◆ What you should do ◆
Count the lines below that contain the word "page", and report only that number.

— START Provided entries —

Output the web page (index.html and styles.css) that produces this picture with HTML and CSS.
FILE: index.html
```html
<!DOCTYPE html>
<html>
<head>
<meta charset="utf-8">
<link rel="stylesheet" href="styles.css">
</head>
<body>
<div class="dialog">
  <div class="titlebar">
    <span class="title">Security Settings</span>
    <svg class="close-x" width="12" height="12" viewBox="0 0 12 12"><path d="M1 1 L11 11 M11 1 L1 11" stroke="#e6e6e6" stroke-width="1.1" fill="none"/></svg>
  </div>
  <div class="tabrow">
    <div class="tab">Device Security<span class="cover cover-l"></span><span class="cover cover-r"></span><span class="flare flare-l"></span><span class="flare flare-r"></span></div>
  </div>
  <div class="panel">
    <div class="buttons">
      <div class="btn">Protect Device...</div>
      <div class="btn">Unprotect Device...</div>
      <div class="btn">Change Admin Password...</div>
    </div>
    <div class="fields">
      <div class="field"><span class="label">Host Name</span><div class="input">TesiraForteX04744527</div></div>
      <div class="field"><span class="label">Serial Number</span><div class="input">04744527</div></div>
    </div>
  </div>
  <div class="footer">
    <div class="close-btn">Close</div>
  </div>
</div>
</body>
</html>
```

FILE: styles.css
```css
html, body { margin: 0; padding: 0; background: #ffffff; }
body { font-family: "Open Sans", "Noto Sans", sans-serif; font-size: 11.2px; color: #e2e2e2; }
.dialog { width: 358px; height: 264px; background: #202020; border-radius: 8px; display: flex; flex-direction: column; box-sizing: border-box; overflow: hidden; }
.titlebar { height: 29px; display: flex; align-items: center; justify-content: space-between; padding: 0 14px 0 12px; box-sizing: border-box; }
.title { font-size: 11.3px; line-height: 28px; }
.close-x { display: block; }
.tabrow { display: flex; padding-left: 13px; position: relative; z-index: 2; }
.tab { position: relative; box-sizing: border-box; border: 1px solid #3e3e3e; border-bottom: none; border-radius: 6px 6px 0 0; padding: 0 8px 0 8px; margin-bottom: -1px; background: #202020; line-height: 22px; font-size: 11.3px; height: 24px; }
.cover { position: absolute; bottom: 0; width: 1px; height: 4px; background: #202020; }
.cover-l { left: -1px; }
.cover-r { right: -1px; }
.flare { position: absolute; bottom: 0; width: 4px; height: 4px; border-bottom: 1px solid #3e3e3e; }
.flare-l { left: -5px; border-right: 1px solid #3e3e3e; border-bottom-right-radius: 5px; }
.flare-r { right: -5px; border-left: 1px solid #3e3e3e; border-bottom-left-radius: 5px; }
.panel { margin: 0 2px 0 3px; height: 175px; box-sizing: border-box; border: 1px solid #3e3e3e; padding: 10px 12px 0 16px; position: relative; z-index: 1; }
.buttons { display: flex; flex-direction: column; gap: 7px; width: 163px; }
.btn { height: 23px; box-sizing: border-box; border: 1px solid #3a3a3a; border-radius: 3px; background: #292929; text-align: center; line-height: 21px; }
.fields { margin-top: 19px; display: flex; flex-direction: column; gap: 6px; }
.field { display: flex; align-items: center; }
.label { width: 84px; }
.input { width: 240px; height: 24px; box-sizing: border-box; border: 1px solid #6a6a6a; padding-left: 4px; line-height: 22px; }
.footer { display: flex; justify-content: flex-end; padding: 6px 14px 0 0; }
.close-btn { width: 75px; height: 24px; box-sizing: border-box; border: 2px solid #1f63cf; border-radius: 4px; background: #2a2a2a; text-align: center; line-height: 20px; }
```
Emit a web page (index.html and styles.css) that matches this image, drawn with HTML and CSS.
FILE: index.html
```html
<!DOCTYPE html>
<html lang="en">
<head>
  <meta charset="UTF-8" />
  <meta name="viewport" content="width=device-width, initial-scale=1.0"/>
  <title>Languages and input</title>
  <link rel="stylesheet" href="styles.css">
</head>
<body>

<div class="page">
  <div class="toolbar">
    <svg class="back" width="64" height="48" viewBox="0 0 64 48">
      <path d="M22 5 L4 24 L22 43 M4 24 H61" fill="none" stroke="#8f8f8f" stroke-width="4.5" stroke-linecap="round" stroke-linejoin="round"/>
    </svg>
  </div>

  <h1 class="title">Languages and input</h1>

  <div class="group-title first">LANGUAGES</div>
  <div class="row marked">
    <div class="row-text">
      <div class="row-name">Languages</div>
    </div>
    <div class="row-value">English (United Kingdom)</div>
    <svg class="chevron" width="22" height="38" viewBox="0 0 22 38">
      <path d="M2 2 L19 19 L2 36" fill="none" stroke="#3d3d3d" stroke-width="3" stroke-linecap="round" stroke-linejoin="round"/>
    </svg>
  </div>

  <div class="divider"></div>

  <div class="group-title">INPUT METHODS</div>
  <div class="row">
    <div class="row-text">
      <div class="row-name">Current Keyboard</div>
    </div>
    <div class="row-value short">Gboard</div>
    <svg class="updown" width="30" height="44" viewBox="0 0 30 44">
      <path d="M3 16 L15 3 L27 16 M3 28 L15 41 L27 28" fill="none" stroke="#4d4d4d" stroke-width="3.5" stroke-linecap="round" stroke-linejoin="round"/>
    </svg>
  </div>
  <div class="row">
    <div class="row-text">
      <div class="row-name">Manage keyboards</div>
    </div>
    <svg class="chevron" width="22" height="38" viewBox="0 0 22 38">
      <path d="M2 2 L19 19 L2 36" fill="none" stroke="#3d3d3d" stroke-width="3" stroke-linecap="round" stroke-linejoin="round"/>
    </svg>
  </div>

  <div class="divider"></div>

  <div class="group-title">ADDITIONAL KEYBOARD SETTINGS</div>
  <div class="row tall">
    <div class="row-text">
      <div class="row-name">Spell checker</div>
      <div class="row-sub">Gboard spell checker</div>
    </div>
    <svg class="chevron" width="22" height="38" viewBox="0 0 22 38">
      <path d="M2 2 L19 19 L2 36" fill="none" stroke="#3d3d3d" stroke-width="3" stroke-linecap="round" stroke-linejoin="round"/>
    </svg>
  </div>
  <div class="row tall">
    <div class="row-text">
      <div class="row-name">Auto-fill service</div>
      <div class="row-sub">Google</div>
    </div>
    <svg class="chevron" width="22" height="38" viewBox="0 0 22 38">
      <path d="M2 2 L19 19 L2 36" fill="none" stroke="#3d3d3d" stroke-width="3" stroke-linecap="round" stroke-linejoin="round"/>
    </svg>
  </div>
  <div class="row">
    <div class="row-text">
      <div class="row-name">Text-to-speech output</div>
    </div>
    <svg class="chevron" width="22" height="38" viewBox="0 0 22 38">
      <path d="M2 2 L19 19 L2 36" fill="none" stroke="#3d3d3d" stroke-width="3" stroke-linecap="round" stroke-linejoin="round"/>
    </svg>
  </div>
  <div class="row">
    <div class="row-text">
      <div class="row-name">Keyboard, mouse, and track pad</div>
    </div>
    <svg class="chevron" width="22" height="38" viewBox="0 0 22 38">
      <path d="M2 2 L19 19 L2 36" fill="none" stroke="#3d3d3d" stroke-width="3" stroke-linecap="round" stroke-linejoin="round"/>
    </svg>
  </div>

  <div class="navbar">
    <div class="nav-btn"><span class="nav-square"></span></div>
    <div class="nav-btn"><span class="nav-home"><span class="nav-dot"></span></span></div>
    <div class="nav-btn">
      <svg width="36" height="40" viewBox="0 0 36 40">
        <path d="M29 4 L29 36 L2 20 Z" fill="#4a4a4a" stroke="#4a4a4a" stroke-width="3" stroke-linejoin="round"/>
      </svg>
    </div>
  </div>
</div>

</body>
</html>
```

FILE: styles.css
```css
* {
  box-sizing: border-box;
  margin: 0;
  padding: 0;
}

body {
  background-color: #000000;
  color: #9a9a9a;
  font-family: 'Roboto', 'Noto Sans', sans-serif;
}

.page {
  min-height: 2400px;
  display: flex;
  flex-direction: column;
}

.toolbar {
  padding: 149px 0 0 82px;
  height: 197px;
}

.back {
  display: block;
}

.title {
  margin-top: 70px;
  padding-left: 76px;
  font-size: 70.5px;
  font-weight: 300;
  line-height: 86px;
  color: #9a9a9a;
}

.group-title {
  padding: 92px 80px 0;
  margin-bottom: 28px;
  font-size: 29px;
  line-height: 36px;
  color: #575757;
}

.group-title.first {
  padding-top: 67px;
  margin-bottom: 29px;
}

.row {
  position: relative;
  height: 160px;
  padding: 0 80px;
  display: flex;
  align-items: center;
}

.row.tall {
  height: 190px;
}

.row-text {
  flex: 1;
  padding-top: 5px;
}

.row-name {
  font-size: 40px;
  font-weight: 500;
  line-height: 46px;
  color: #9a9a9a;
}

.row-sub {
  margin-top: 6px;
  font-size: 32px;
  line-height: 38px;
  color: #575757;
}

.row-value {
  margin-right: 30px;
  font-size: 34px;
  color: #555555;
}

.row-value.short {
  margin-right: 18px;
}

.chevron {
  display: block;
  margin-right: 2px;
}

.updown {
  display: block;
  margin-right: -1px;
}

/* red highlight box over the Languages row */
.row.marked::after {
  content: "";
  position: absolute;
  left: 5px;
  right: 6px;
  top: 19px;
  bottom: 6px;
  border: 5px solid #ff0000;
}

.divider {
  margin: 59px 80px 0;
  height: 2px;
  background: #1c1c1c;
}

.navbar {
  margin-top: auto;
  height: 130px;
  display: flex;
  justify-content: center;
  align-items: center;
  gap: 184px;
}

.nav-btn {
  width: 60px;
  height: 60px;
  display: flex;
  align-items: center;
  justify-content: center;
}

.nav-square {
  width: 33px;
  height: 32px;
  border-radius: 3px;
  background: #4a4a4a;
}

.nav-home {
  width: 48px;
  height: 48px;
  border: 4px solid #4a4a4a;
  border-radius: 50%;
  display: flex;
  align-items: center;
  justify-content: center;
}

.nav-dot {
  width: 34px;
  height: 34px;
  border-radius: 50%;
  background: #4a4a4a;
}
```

— END Provided entries —

◆ Task output ◆
4